The Yang is true for all time and without it there is no existence. The Yang does not choose to set the rules, the rules are what it is and matched with the Yin, mass and time evolve into the universe as we know it. The Yang is the timeless patterning inherent in the universe causing even that which seems random to be patterned. Fractals illustrate the Yang’s extent as does the evolution of the planets and of life.
The Yang defines what happens when randomness meets structure and there is no choice whether it is to happen or it is not, if the conditions are right the Yang creates according to its immutable nature.
The lack of choice doesn’t limit variety but there is only one timeless record by which time proceeds, that of the Yang. It is the Yang that can make possible the seeing of the future.

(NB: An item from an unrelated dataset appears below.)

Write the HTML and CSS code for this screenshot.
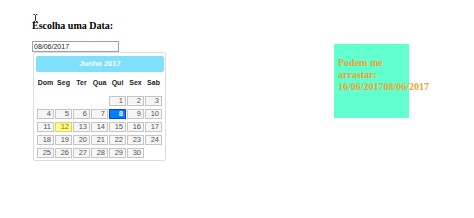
FILE: index.html
```html
<!DOCTYPE html>
<html lang="pt-BR">
<head>
    <meta charset="UTF-8">
    <title>Datepicker</title>
    <link rel="stylesheet" href="styles.css">
</head>
<body>
    <div class="page">
        <svg class="cursor" width="5" height="8" viewBox="0 0 5 8">
            <path d="M0.5 0.5h1.5M3 0.5h1.5M2.5 1v6M0.5 7.5h1.5M3 7.5h1.5" stroke="#333" stroke-width="1" fill="none"/>
        </svg>

        <h3 class="title">Escolha uma Data:</h3>
        <input type="text" class="date-input" value="08/06/2017">

        <div class="datepicker">
            <div class="dp-header">Junho 2017</div>
            <div class="dp-grid">
                <span class="dp-name">Dom</span>
                <span class="dp-name">Seg</span>
                <span class="dp-name">Ter</span>
                <span class="dp-name">Qua</span>
                <span class="dp-name">Qui</span>
                <span class="dp-name">Sex</span>
                <span class="dp-name">Sab</span>

                <span></span><span></span><span></span><span></span>
                <span class="day">1</span>
                <span class="day">2</span>
                <span class="day">3</span>

                <span class="day">4</span>
                <span class="day">5</span>
                <span class="day">6</span>
                <span class="day">7</span>
                <span class="day active">8</span>
                <span class="day">9</span>
                <span class="day">10</span>

                <span class="day">11</span>
                <span class="day today">12</span>
                <span class="day">13</span>
                <span class="day">14</span>
                <span class="day">15</span>
                <span class="day">16</span>
                <span class="day">17</span>

                <span class="day">18</span>
                <span class="day">19</span>
                <span class="day">20</span>
                <span class="day">21</span>
                <span class="day">22</span>
                <span class="day">23</span>
                <span class="day">24</span>

                <span class="day">25</span>
                <span class="day">26</span>
                <span class="day">27</span>
                <span class="day">28</span>
                <span class="day">29</span>
                <span class="day">30</span>
            </div>
        </div>

        <div class="drag-box">Podem me arrastar: 16/06/201708/06/2017</div>
    </div>
</body>
</html>
```

FILE: styles.css
```css
body {
    margin: 0;
    background-color: #fff;
}
.page {
    position: relative;
    width: 474px;
    height: 218px;
    padding: 20px 0 0 32px;
    box-sizing: border-box;
}
.cursor {
    position: absolute;
    left: 33px;
    top: 14px;
}
.title {
    margin: 0;
    font-family: "Liberation Serif", serif;
    font-size: 10px;
    line-height: 12px;
    font-weight: bold;
    color: #000;
}
.date-input {
    display: block;
    margin: 9px 0 0 0;
    width: 87px;
    height: 11px;
    padding: 0 1px;
    box-sizing: border-box;
    border: 1px solid #8ea3c4;
    font-family: "Liberation Sans", Arial, sans-serif;
    font-size: 7px;
    line-height: 9px;
    color: #222;
    outline: none;
}
.datepicker {
    margin-left: 1px;
    width: 133px;
    padding: 3px 1px 2px 1px;
    box-sizing: border-box;
    border: 1px solid #dddddd;
    border-radius: 2px;
    background-color: #fff;
    font-family: "Liberation Sans", Arial, sans-serif;
    font-size: 7px;
}
.dp-header {
    height: 16px;
    line-height: 16px;
    margin-left: 1px;
    background-color: #7fe0fb;
    color: #fff;
    font-weight: bold;
    font-size: 7.5px;
    text-align: center;
    border-radius: 2px;
}
.dp-grid {
    display: grid;
    grid-template-columns: repeat(7, 17px);
    grid-auto-rows: 10px;
    grid-template-rows: 21px;
    column-gap: 1px;
    row-gap: 3px;
    margin: 0 0 0 2px;
}
.dp-name {
    font-weight: bold;
    color: #222;
    text-align: center;
    line-height: 21px;
    margin-bottom: -3px;
}
.day {
    box-sizing: border-box;
    border: 1px solid #c5c5c5;
    background-color: #f6f6f6;
    color: #555;
    text-align: right;
    padding-right: 2px;
    font-size: 7.5px;
    line-height: 8px;
}
.day.active {
    background-color: #007fff;
    border-color: #003eff;
    color: #fff;
    font-weight: bold;
}
.day.today {
    background-color: #fffa90;
    border-color: #dad55e;
    color: #777620;
}
.drag-box {
    position: absolute;
    left: 334px;
    top: 44px;
    width: 75px;
    height: 74px;
    box-sizing: border-box;
    padding: 13px 0 0 4px;
    background-color: #62ffcf;
    color: #eea232;
    font-family: "Liberation Serif", serif;
    font-size: 10px;
    line-height: 12px;
    font-weight: bold;
}
```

When its omnipresent essence is in tune with certain structures in certain conditions it always responds as would an electromagnetic wave. In this sense there is no freewill for the timeless one, the Yang, since it is a single record of all history; what was, what is and what will be; the product of the responses evoked into being by its laws.
I believe that Nostradamus claims that he was in touch with the essence of all time, the timeless patterns, are worthy of testing against my concept of the Yang.
And the evidence from Nostradamus’ own words gives us further clues as to what to test since he refers to its impact on the higher functions of his brain. The results of patterning I find in his work suggest it may also be in all written works, in all creative activity including music. My hypothesis would imply that we will find less randomness, more order than reason would suggest, in all expressions of human thought and that these may well be a form of fractal pattern of the mind.